One may read long and far to find a better exposition than that of Learned Hand, J., in United States v. Sherman, 2 Cir., 200 F.2d 880, 882:

'* * * In Sorrells v. United States, supra [287 U.S. 435, 53 S.Ct. 210, 77 L.Ed. 413] all the Court agreed as to the meaning of inducement: it was that someone employed for the purpose by the prosecution had induced the accused to commit the offense charged, which he would not have otherwise committed. That was a defence, to which, if proved, the minority thought there was no reply, but to which the majority thought that there was, and obviously we must accept that view. Indeed, it would seem probable that, if there were no reply, it would be impossible ever to secure convictions of any offences which consist of transactions that are carried on in secret. On the other hand there are difficulties in knowing what should be a valid reply. As we understand the doctrine it comes to this: that it is a valid reply to the defence, if the prosecution can satisfy the jury that the accused was ready and willing to commit the offence charged, whenever the opportunity offered. In that event the inducement which brought about the actual offence was no more than one instance of the kind of conduct in which the accused was prepared to engage; and the prosecution has not seduced an innocent person, but has only provided the means for the accused to realize his preexisting purpose. The proof of this may be by evidence of his past offences, of his preparation, even of his 'ready complaisance.' Obviously, it is not necessary that the past offences proved shall be precisely the same as that charged, provided they are near enough in kind to support an inference that his purpose included offences of the sort charged.

* * *

* * *

'Therefore in such cases two questions of fact arise: (1) did the agent induce the accused to commit the offence charged in the indictment; (2) if, so, was the accused ready and willing without persuasion and was he awaiting any propitious opportunity to commit the offence. * * *' (Italics supplied.)

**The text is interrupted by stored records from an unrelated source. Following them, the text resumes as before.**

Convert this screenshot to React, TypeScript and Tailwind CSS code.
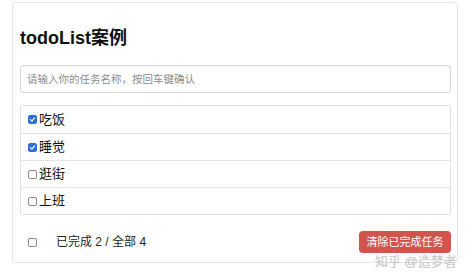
import { useState } from "react";

type Todo = { id: number; name: string; done: boolean };

const font = "font-['Liberation_Sans','Noto_Sans_CJK_SC',sans-serif]";

// Small checkbox drawn by hand so its size matches the screenshot
const Box = ({ checked, onClick }: { checked: boolean; onClick?: () => void }) => (
  <span
    onClick={onClick}
    className={`flex h-[9px] w-[9px] shrink-0 cursor-pointer items-center justify-center rounded-[2px] border ${
      checked ? "border-[#2f6fdc] bg-[#2f6fdc]" : "border-[#8a8a8a] bg-white"
    }`}
  >
    {checked && (
      <svg viewBox="0 0 10 10" className="h-[7px] w-[7px]">
        <path d="M2 5.2 L4.2 7.3 L8 2.8" fill="none" stroke="white" strokeWidth="1.6" strokeLinecap="round" strokeLinejoin="round" />
      </svg>
    )}
  </span>
);

export default function App() {
  const [todos, setTodos] = useState<Todo[]>([
    { id: 1, name: "吃饭", done: true },
    { id: 2, name: "睡觉", done: true },
    { id: 3, name: "逛街", done: false },
    { id: 4, name: "上班", done: false },
  ]);

  const doneCount = todos.filter((t) => t.done).length;

  const toggle = (id: number) =>
    setTodos(todos.map((t) => (t.id === id ? { ...t, done: !t.done } : t)));

  return (
    <div className={`relative h-[278px] w-[474px] bg-white ${font}`}>
      <div className="ml-[12px] mt-[2px] flex h-[261px] w-[446px] flex-col rounded-[4px] border border-[#e4e4e4] px-[7px]">
        <h1 className="mt-[22px] h-[26px] text-[18px] font-bold leading-[26px] text-[#111]">todoList案例</h1>

        <input
          className="mt-[14px] h-[28px] w-[431px] rounded-[3px] border border-[#d9d9d9] px-[6px] text-[10.5px] text-[#333] shadow-[inset_0_1px_1px_rgba(0,0,0,0.06)] outline-none placeholder:text-[#8c8c8c]"
          placeholder="请输入你的任务名称，按回车键确认"
        />

        {/* Task list */}
        <ul className="mt-[12px] w-[431px] rounded-[2px] border border-[#e2e2e2]">
          {todos.map((t, i) => (
            <li
              key={t.id}
              className={`flex h-[27px] items-center gap-[2px] pl-[7px] text-[13px] text-[#111] ${
                i > 0 ? "border-t border-[#e2e2e2]" : ""
              }`}
            >
              <Box checked={t.done} onClick={() => toggle(t.id)} />
              <span>{t.name}</span>
            </li>
          ))}
        </ul>

        {/* Footer */}
        <div className="mt-[16px] flex w-[431px] items-center">
          <span className="ml-[8px]">
            <Box checked={false} />
          </span>
          <span className="ml-[19px] text-[12px] text-[#222]">
            已完成 {doneCount} / 全部 {todos.length}
          </span>
          <button
            onClick={() => setTodos(todos.filter((t) => !t.done))}
            className="ml-auto h-[22px] w-[92px] rounded-[4px] bg-[#d2544d] text-[11px] text-white"
          >
            清除已完成任务
          </button>
        </div>
      </div>

      {/* watermark */}
      <span className="pointer-events-none absolute left-[375px] top-[250px] text-[13px] text-[#c8c8c8]/90 [text-shadow:0_0_1px_rgba(0,0,0,0.15)]">
        知乎 @造梦者
      </span>
    </div>
  );
}
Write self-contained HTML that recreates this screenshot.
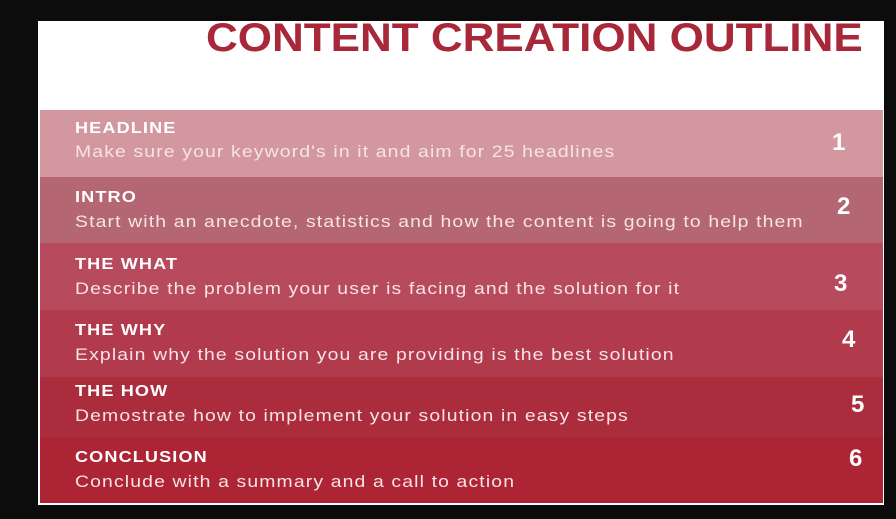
<!DOCTYPE html><html><head><style>
body{margin:0;width:896px;height:519px;background:#0c0c0c;position:relative;overflow:hidden;font-family:"Liberation Sans",sans-serif}
.panel{position:absolute;left:38px;top:21px;width:846px;height:484px;background:#fff}
.title{position:absolute;left:206px;top:18px;font-size:40px;font-weight:bold;color:#a8283a;line-height:40px;white-space:nowrap;transform:scaleX(1.1);transform-origin:left}
.row{position:absolute;left:40px;width:843px;color:#fff}
.row b{position:absolute;left:35px;font-size:16px;letter-spacing:1px;transform:scaleX(1.13);transform-origin:left;white-space:nowrap}
.row span{position:absolute;left:35px;font-size:17px;letter-spacing:1px;color:#f6e4e6;transform:scaleX(1.14);transform-origin:left;white-space:nowrap}
.row i{position:absolute;font-style:normal;font-weight:bold;font-size:24px}
</style></head><body>
<div class="panel"></div>
<div class="title">CONTENT CREATION OUTLINE</div>
<div class="row" style="top:110px;height:67px;background:#d3979f"><b style="top:10px">HEADLINE</b><span style="top:32px">Make sure your keyword's in it and aim for 25 headlines</span><i style="left:792px;top:19px">1</i></div>
<div class="row" style="top:177px;height:66px;background:#b46672"><b style="top:12px">INTRO</b><span style="top:35px">Start with an anecdote, statistics and how the content is going to help them</span><i style="left:797px;top:16px">2</i></div>
<div class="row" style="top:243px;height:67px;background:#b84a5e"><b style="top:13px">THE WHAT</b><span style="top:36px">Describe the problem your user is facing and the solution for it</span><i style="left:794px;top:27px">3</i></div>
<div class="row" style="top:310px;height:67px;background:#b13a4c"><b style="top:12px">THE WHY</b><span style="top:35px">Explain why the solution you are providing is the best solution</span><i style="left:802px;top:16px">4</i></div>
<div class="row" style="top:377px;height:60px;background:#ab2c3d"><b style="top:6px">THE HOW</b><span style="top:29px">Demostrate how to implement your solution in easy steps</span><i style="left:811px;top:14px">5</i></div>
<div class="row" style="top:437px;height:66px;background:#ad2435"><b style="top:12px">CONCLUSION</b><span style="top:35px">Conclude with a summary and a call to action</span><i style="left:809px;top:8px">6</i></div>
</body></html>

In 1958 the Supreme Court of the United States in Sherman v. United States, 356 U.S. 369, 78 S.Ct. 819, 2 L.Ed.2d 848 (on appeal from another conviction), and in Masciale v. United States, supra, adhered to Sorrells. As Wisdom, J., said in Washington v. United States, 5 Cir., 275 F.2d 687, 689:

'* * * Under Sorrells, Sherman, and Masciale, the issue of entrapment is a question for the jury, unless as a matter of law the defendant has established beyond a reasonable doubt that he was entrapped. * * * [citing cases] In determining if there has been entrapment as a matter of law this Court has considered not only the predisposition of the accused but has weighed also the conduct of the government agents. * * *'

Under our jurisprudence to raise 'entrapment as a matter of law,' the defendant would have to (1) move the court (a) to exclude the evidence, or (b) to give a written affirmative instruction, or (c) to file a motion for a new trial; and (2) support one of these requests by uncontradicted evidence of unimpeachable weight and credibility, e. g., by the undisputed testimony of the State's own witnesses.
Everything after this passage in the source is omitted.